Abstract
Short Paper. Theme: Ecosystems – Climate Change Sub theme: Symbiotic Organizations
In the light of profound human impact on planetary systems, the global ocean, as a main source of life, is fundamentally transforming its interactions, flows and ecologies. These critical changes raise questions of other-than-human cohabitation on Earth, beyond the terrestrial ground also below sea level. In response to these radical ecological struggles, the design discipline seeks to reorganize its methodologies towards forms of multispecies collaboration with/in environments of anthropogenic change. In this paper, I argue for activating the evolutionary theory of Symbiogenesis, disseminated by biologist Lynn Margulis, based on the preliminary work of Mereschkowsky and Kozo-Polyansky. I am highlighting, how Symbiogenesis can serve as a point of departure for challenging and reinventing our disciplinary protocols in design. The ocean, as a prototypical space for symbiotic system relations serves as my experimental contact zone for shaping these multispecies encounters. Alongside a young generation of designers, the presented design research seeks to evade an extractivist mode of production in favor of developing process-oriented methodologies for interspecies design. A design research practice in underwater environments, together with sponges, algae, electrical circuits, marine biologists, fishes, cameras, limestone, polyps et al., gives rise to a new design strategy, which I suggest naming Sympoïetic Design.

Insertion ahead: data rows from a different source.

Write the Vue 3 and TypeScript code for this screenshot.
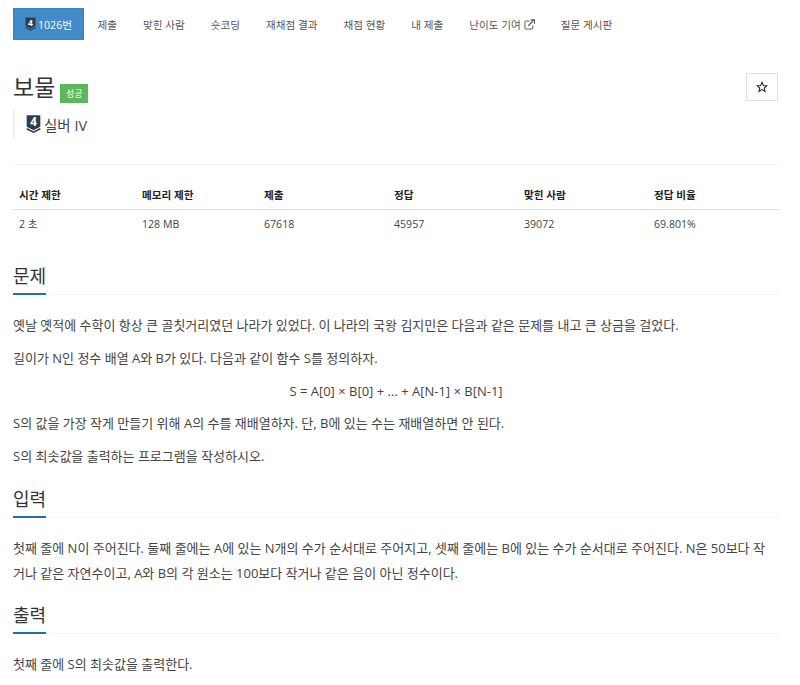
<template>
<div class="page">
	<nav class="tabs">
		<a class="tab active">
			<svg class="tier small" viewBox="1 0 22 28"><path fill="#2c3e50" d="M2 1h20v17l-10 5-10-5z"/><path fill="none" stroke="#2c3e50" stroke-width="2.4" d="M2 21l10 5 10-5"/><text x="12" y="17" text-anchor="middle" class="tier-num">4</text></svg>
			1026번
		</a>
		<a v-for="tab in tabs" :key="tab" class="tab">{{ tab }}</a>
		<a class="tab">
			난이도 기여
			<svg class="ext" viewBox="0 0 14 14"><path fill="none" stroke="#555" stroke-width="1.2" d="M7 2.6H2.2a1 1 0 0 0-1 1v8.2a1 1 0 0 0 1 1h8a1 1 0 0 0 1-1V8"/><path fill="none" stroke="#555" stroke-width="1.5" d="M5.4 8.6L12.4 1.6M8.4 1h5v5"/></svg>
		</a>
		<a class="tab">질문 게시판</a>
	</nav>

	<header class="head">
		<div class="title-row">
			<h1>보물</h1>
			<span class="label">성공</span>
		</div>
		<button class="star" type="button">
			<svg viewBox="0 0 14 14"><path fill="none" stroke="#222" stroke-width="1.2" d="M7 1.5l1.6 3.7 4 .4-3 2.6.9 3.9L7 10.1l-3.5 2 .9-3.9-3-2.6 4-.4z"/></svg>
		</button>
	</header>
	<div class="tier-row">
		<svg class="tier" viewBox="1 0 22 28"><path fill="#2c3e50" d="M2 1h20v17l-10 5-10-5z"/><path fill="none" stroke="#2c3e50" stroke-width="2.4" d="M2 21l10 5 10-5"/><text x="12" y="17" text-anchor="middle" class="tier-num">4</text></svg>
		<span>실버 IV</span>
	</div>

	<hr class="rule" />

	<div class="stats">
		<div class="stats-row heads">
			<div v-for="s in stats" :key="s.name">{{ s.name }}</div>
		</div>
		<div class="stats-row vals">
			<div v-for="s in stats" :key="s.name">{{ s.value }}</div>
		</div>
	</div>

	<section class="sec first">
		<h2><span>문제</span></h2>
		<p>옛날 옛적에 수학이 항상 큰 골칫거리였던 나라가 있었다. 이 나라의 국왕 김지민은 다음과 같은 문제를 내고 큰 상금을 걸었다.</p>
		<p>길이가 N인 정수 배열 A와 B가 있다. 다음과 같이 함수 S를 정의하자.</p>
		<p class="center">S = A[0] × B[0] + ... + A[N-1] × B[N-1]</p>
		<p>S의 값을 가장 작게 만들기 위해 A의 수를 재배열하자. 단, B에 있는 수는 재배열하면 안 된다.</p>
		<p>S의 최솟값을 출력하는 프로그램을 작성하시오.</p>
	</section>

	<section class="sec">
		<h2><span>입력</span></h2>
		<p class="narrow">첫째 줄에 N이 주어진다. 둘째 줄에는 A에 있는 N개의 수가 순서대로 주어지고, 셋째 줄에는 B에 있는 수가 순서대로 주어진다. N은 50보다 작거나 같은 자연수이고, A와 B의 각 원소는 100보다 작거나 같은 음이 아닌 정수이다.</p>
	</section>

	<section class="sec">
		<h2><span>출력</span></h2>
		<p>첫째 줄에 S의 최솟값을 출력한다.</p>
	</section>
</div>
</template>

<script setup lang="ts">
const tabs = ['제출', '맞힌 사람', '숏코딩', '재채점 결과', '채점 현황', '내 제출'];

const stats = [
  { name: '시간 제한', value: '2 초' },
  { name: '메모리 제한', value: '128 MB' },
  { name: '제출', value: '67618' },
  { name: '정답', value: '45957' },
  { name: '맞힌 사람', value: '39072' },
  { name: '정답 비율', value: '69.801%' },
];
</script>

<style scoped>
.page {
  box-sizing: border-box;
  width: 800px;
  height: 685px;
  overflow: hidden;
  padding: 8px 21px 0 13px;
  background: #fff;
  color: #333;
  font-family: "Open Sans", "Noto Sans CJK KR", sans-serif;
  font-size: 13px;
}

.tabs {
  display: flex;
  height: 32px;
  font-size: 10.6px;
  color: #555;
}

.tab {
  display: flex;
  align-items: center;
  gap: 3px;
  padding: 0 13px;
  white-space: nowrap;
}

.tab.active {
  background: #428bca;
  border: 1px solid #3c80bc;
  box-sizing: border-box;
  width: 71px;
  margin-right: 0.5px;
  padding: 0 0 0 11px;
  color: #fff;
  gap: 2px;
}

.tier {
  width: 15px;
  height: 20px;
}

.tier.small {
  width: 11px;
  height: 14px;
}

.tier-num {
  fill: #fff;
  font-size: 17px;
  font-weight: 700;
  font-family: "Open Sans", sans-serif;
}

.ext {
  width: 11px;
  height: 11px;
}

.head {
  display: flex;
  justify-content: space-between;
  align-items: flex-start;
  margin-top: 33px;
}

.title-row {
  display: flex;
  align-items: flex-end;
  gap: 5px;
  height: 29px;
}

h1 {
  margin: 0;
  font-size: 23px;
  font-weight: 400;
  line-height: 29px;
  color: #333;
}

.label {
  display: block;
  width: 28px;
  height: 19px;
  margin-bottom: -1px;
  background: #5cb85c;
  color: #fff;
  font-size: 9px;
  line-height: 19px;
  text-align: center;
}

.star {
  box-sizing: border-box;
  width: 32px;
  height: 28px;
  margin-right: 1px;
  padding: 0;
  background: #fff;
  border: 1px solid #e0e0e0;
  display: flex;
  align-items: center;
  justify-content: center;
}

.star svg {
  width: 12px;
  height: 12px;
}

.tier-row {
  display: flex;
  align-items: center;
  gap: 3px;
  height: 30px;
  margin-top: 7px;
  padding-left: 11px;
  border-left: 2px solid #eee;
  font-size: 14.5px;
  color: #444;
}

.rule {
  margin: 25px 0 0;
  border: 0;
  border-top: 1px solid #f2f2f2;
}

.stats {
  margin-top: 14px;
  font-size: 10.6px;
}

.stats-row {
  display: grid;
  grid-template-columns: 123px 122px 130px 130px 130px 1fr;
  padding-left: 6px;
  align-items: center;
  color: #444;
}

.stats-row.heads {
  height: 30px;
  font-weight: 700;
  color: #222;
  border-bottom: 1px solid #ddd;
}

.stats-row.vals {
  height: 27px;
}

.sec {
  margin-top: 15.5px;
}

.sec.first {
  margin-top: 25px;
}

h2 {
  margin: 0;
  height: 32px;
  border-bottom: 1px solid #f5f5f5;
  font-size: 18px;
  font-weight: 400;
  line-height: 29px;
  color: #333;
}

h2 span {
  display: inline-block;
  height: 31px;
  border-bottom: 2px solid #1f6fa8;
}

p {
  margin: 18px 0 0;
  line-height: 25px;
  font-size: 13px;
  color: #444;
}

p + p {
  margin-top: 7.75px;
}

p.center {
  text-align: center;
}

p.narrow {
  max-width: 762px;
}
</style>
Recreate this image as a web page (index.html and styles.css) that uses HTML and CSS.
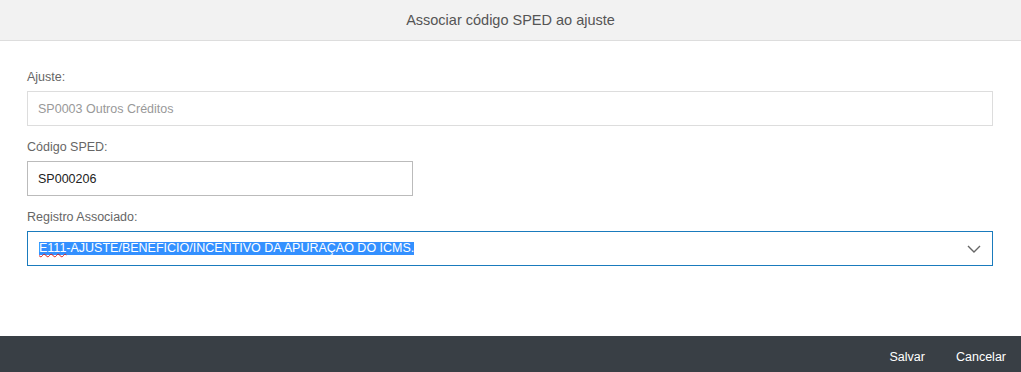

- Rasa Weber (designer, diver & researcher) is an experimental designer between Zurich (CH) and Berlin (DE) who explores the narrative and process-based potential of materials. Her design concepts are characterized by a strong narrative approach and critical ecological thinking. She regularly teaches at international universities and is currently a research associate at ZHdK and a Pre-Doctoral Researcher (ZHdK), associated with the Cluster of Excellence Matters of Activity. She works interdisciplinary in the fields of design, materials research, architecture, and design anthropology. In her practice-based doctoral research »Symbiocean« (supervised by Prof. Dr. Karmen Franinović, ZHdK and Prof. Dr. Karin Harrasser, University of the Arts Linz, AT) she researches on the process of underwater mineral accretion and its sympoïetic potential for the ecological formation of marine habitats. At the intersection of marine biology, anthropology, and design, she explores the notion of Interspecies Architecture within her research on sympoïetic design processes with human, animal, and microbial actors in the ocean. She is one of the founders of They Feed Off Buildings, a design and architecture collective, in collaboration with Luisa Rubisch. As founder of the studio Blond & Bieber, she collaborated with textile designer Essi Glomb on bio-based material and color concepts.